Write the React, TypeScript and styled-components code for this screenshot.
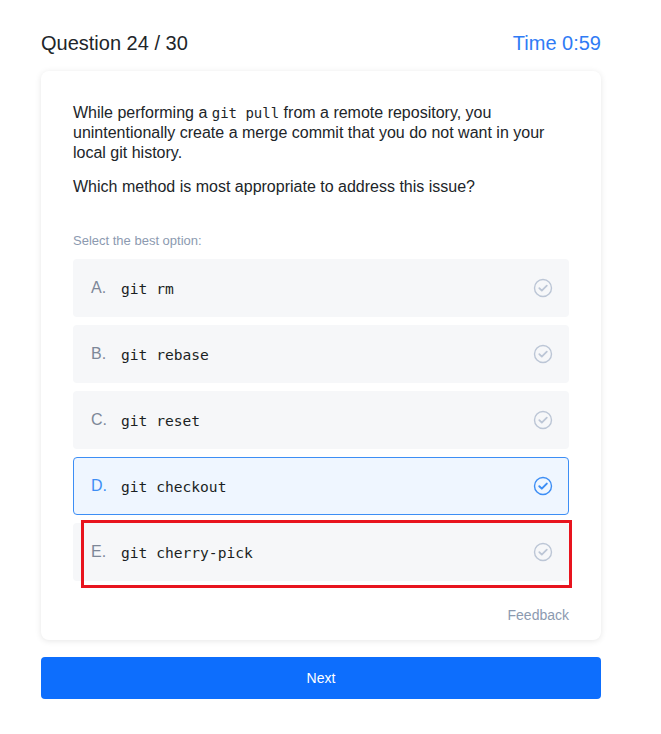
import React from "react";
import styled, { createGlobalStyle } from "styled-components";

const Global = createGlobalStyle`
  html, body { margin: 0; padding: 0; background: #ffffff; }
  body { font-family: "Liberation Sans", Arial, sans-serif; color: #212529; }
`;

const Page = styled.div`
  width: 560px;
  padding: 28px 0 36px 41px;
`;

const Header = styled.div`
  display: flex;
  justify-content: space-between;
  align-items: center;
  height: 30px;
  margin-bottom: 13px;
`;

const Title = styled.div`
  font-size: 20px;
  color: #212529;
`;

const Timer = styled.div`
  font-size: 20px;
  color: #2f7bf5;
`;

const Card = styled.div`
  background: #fff;
  border-radius: 8px;
  box-shadow: 0 1px 6px rgba(0, 0, 0, 0.1);
  padding: 32px 32px 17px;
`;

const Para = styled.p<{ $gap: number }>`
  margin: 0 0 ${(p) => p.$gap}px;
  font-size: 16px;
  line-height: 20px;
  color: #212529;
`;

const InlineCode = styled.code`
  font-family: "DejaVu Sans Mono", "Liberation Mono", monospace;
  font-size: 14px;
`;

const Hint = styled.div`
  font-size: 13px;
  line-height: 16px;
  color: #8c9ab0;
  margin-bottom: 10px;
`;

const Options = styled.div`
  display: flex;
  flex-direction: column;
  gap: 8px;
`;

const Option = styled.div<{ $selected?: boolean }>`
  position: relative;
  box-sizing: border-box;
  height: 58px;
  display: flex;
  align-items: center;
  padding: 0 15px 0 17px;
  border-radius: 4px;
  background: ${(p) => (p.$selected ? "#eff6ff" : "#f6f7f9")};
  border: 1px solid ${(p) => (p.$selected ? "#3d8ef5" : "transparent")};
`;

const Letter = styled.span<{ $selected?: boolean }>`
  width: 30px;
  font-size: 16px;
  color: ${(p) => (p.$selected ? "#3d8ef5" : "#7d8798")};
`;

const Code = styled.span`
  flex: 1;
  font-family: "DejaVu Sans Mono", "Liberation Mono", monospace;
  font-size: 14.6px;
  color: #1b1f24;
`;

const Highlight = styled.div`
  position: absolute;
  left: 7px;
  top: -4px;
  right: -4px;
  bottom: -8px;
  border: 3px solid #e8141e;
  pointer-events: none;
`;

const Footer = styled.div`
  display: flex;
  justify-content: flex-end;
  margin-top: 26px;
`;

const Feedback = styled.span`
  font-size: 14px;
  line-height: 16px;
  color: #8c9ab0;
`;

const NextButton = styled.button`
  display: block;
  width: 100%;
  height: 42px;
  margin-top: 17px;
  border: none;
  border-radius: 4px;
  background: #0d6efd;
  color: #fff;
  font-family: "Liberation Sans", Arial, sans-serif;
  font-size: 14px;
  cursor: pointer;
`;

const Check = ({ selected }: { selected?: boolean }) => {
  const c = selected ? "#3d8ef5" : "#bcc6d6";
  return (
    <svg width="20" height="20" viewBox="0 0 20 20" fill="none">
      <circle cx="10" cy="10" r="8.5" stroke={c} strokeWidth="1.4" />
      <path d="M6.3 10.2 L8.8 12.6 L13.8 7.6" stroke={c} strokeWidth={selected ? 2 : 1.8} strokeLinecap="round" strokeLinejoin="round" />
    </svg>
  );
};

const options = [
  { l: "A.", t: "git rm" },
  { l: "B.", t: "git rebase" },
  { l: "C.", t: "git reset" },
  { l: "D.", t: "git checkout", sel: true },
  { l: "E.", t: "git cherry-pick", mark: true },
];

export default function App() {
  return (
    <>
      <Global />
      <Page>
        <Header>
          <Title>Question 24 / 30</Title>
          <Timer>Time 0:59</Timer>
        </Header>
        <Card>
          <Para $gap={14}>
            While performing a <InlineCode>git pull</InlineCode> from a remote repository, you
            unintentionally create a merge commit that you do not want in your local git history.
          </Para>
          <Para $gap={36}>Which method is most appropriate to address this issue?</Para>
          <Hint>Select the best option:</Hint>
          <Options>
            {options.map((o) => (
              <Option key={o.l} $selected={o.sel}>
                <Letter $selected={o.sel}>{o.l}</Letter>
                <Code>{o.t}</Code>
                <Check selected={o.sel} />
                {o.mark && <Highlight />}
              </Option>
            ))}
          </Options>
          <Footer>
            <Feedback>Feedback</Feedback>
          </Footer>
        </Card>
        <NextButton>Next</NextButton>
      </Page>
    </>
  );
}
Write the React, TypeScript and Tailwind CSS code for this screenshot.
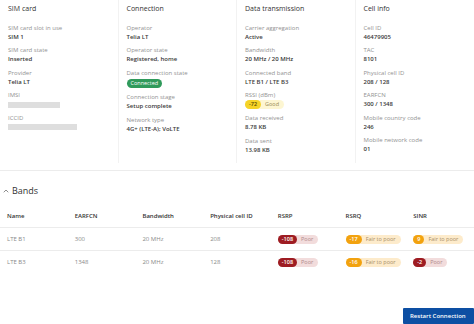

■ ■ ■ ■

* WHAT TO WORK ON
From the listing above, print every entry precisely and drop the pictures.

* TASK RESPONSE
Write the React, TypeScript and styled-components code for this screenshot.
import React from "react";
import styled, { createGlobalStyle } from "styled-components";

const Global = createGlobalStyle`
  html, body { margin: 0; padding: 0; background: #ffffff; }
  body { font-family: "Liberation Sans", Arial, sans-serif; color: #212529; }
`;

const Page = styled.div`
  width: 560px;
  padding: 28px 0 36px 41px;
`;

const Header = styled.div`
  display: flex;
  justify-content: space-between;
  align-items: center;
  height: 30px;
  margin-bottom: 13px;
`;

const Title = styled.div`
  font-size: 20px;
  color: #212529;
`;

const Timer = styled.div`
  font-size: 20px;
  color: #2f7bf5;
`;

const Card = styled.div`
  background: #fff;
  border-radius: 8px;
  box-shadow: 0 1px 6px rgba(0, 0, 0, 0.1);
  padding: 32px 32px 17px;
`;

const Para = styled.p<{ $gap: number }>`
  margin: 0 0 ${(p) => p.$gap}px;
  font-size: 16px;
  line-height: 20px;
  color: #212529;
`;

const InlineCode = styled.code`
  font-family: "DejaVu Sans Mono", "Liberation Mono", monospace;
  font-size: 14px;
`;

const Hint = styled.div`
  font-size: 13px;
  line-height: 16px;
  color: #8c9ab0;
  margin-bottom: 10px;
`;

const Options = styled.div`
  display: flex;
  flex-direction: column;
  gap: 8px;
`;

const Option = styled.div<{ $selected?: boolean }>`
  position: relative;
  box-sizing: border-box;
  height: 58px;
  display: flex;
  align-items: center;
  padding: 0 15px 0 17px;
  border-radius: 4px;
  background: ${(p) => (p.$selected ? "#eff6ff" : "#f6f7f9")};
  border: 1px solid ${(p) => (p.$selected ? "#3d8ef5" : "transparent")};
`;

const Letter = styled.span<{ $selected?: boolean }>`
  width: 30px;
  font-size: 16px;
  color: ${(p) => (p.$selected ? "#3d8ef5" : "#7d8798")};
`;

const Code = styled.span`
  flex: 1;
  font-family: "DejaVu Sans Mono", "Liberation Mono", monospace;
  font-size: 14.6px;
  color: #1b1f24;
`;

const Highlight = styled.div`
  position: absolute;
  left: 7px;
  top: -4px;
  right: -4px;
  bottom: -8px;
  border: 3px solid #e8141e;
  pointer-events: none;
`;

const Footer = styled.div`
  display: flex;
  justify-content: flex-end;
  margin-top: 26px;
`;

const Feedback = styled.span`
  font-size: 14px;
  line-height: 16px;
  color: #8c9ab0;
`;

const NextButton = styled.button`
  display: block;
  width: 100%;
  height: 42px;
  margin-top: 17px;
  border: none;
  border-radius: 4px;
  background: #0d6efd;
  color: #fff;
  font-family: "Liberation Sans", Arial, sans-serif;
  font-size: 14px;
  cursor: pointer;
`;

const Check = ({ selected }: { selected?: boolean }) => {
  const c = selected ? "#3d8ef5" : "#bcc6d6";
  return (
    <svg width="20" height="20" viewBox="0 0 20 20" fill="none">
      <circle cx="10" cy="10" r="8.5" stroke={c} strokeWidth="1.4" />
      <path d="M6.3 10.2 L8.8 12.6 L13.8 7.6" stroke={c} strokeWidth={selected ? 2 : 1.8} strokeLinecap="round" strokeLinejoin="round" />
    </svg>
  );
};

const options = [
  { l: "A.", t: "git rm" },
  { l: "B.", t: "git rebase" },
  { l: "C.", t: "git reset" },
  { l: "D.", t: "git checkout", sel: true },
  { l: "E.", t: "git cherry-pick", mark: true },
];

export default function App() {
  return (
    <>
      <Global />
      <Page>
        <Header>
          <Title>Question 24 / 30</Title>
          <Timer>Time 0:59</Timer>
        </Header>
        <Card>
          <Para $gap={14}>
            While performing a <InlineCode>git pull</InlineCode> from a remote repository, you
            unintentionally create a merge commit that you do not want in your local git history.
          </Para>
          <Para $gap={36}>Which method is most appropriate to address this issue?</Para>
          <Hint>Select the best option:</Hint>
          <Options>
            {options.map((o) => (
              <Option key={o.l} $selected={o.sel}>
                <Letter $selected={o.sel}>{o.l}</Letter>
                <Code>{o.t}</Code>
                <Check selected={o.sel} />
                {o.mark && <Highlight />}
              </Option>
            ))}
          </Options>
          <Footer>
            <Feedback>Feedback</Feedback>
          </Footer>
        </Card>
        <NextButton>Next</NextButton>
      </Page>
    </>
  );
}
Write the React, TypeScript and Tailwind CSS code for this screenshot.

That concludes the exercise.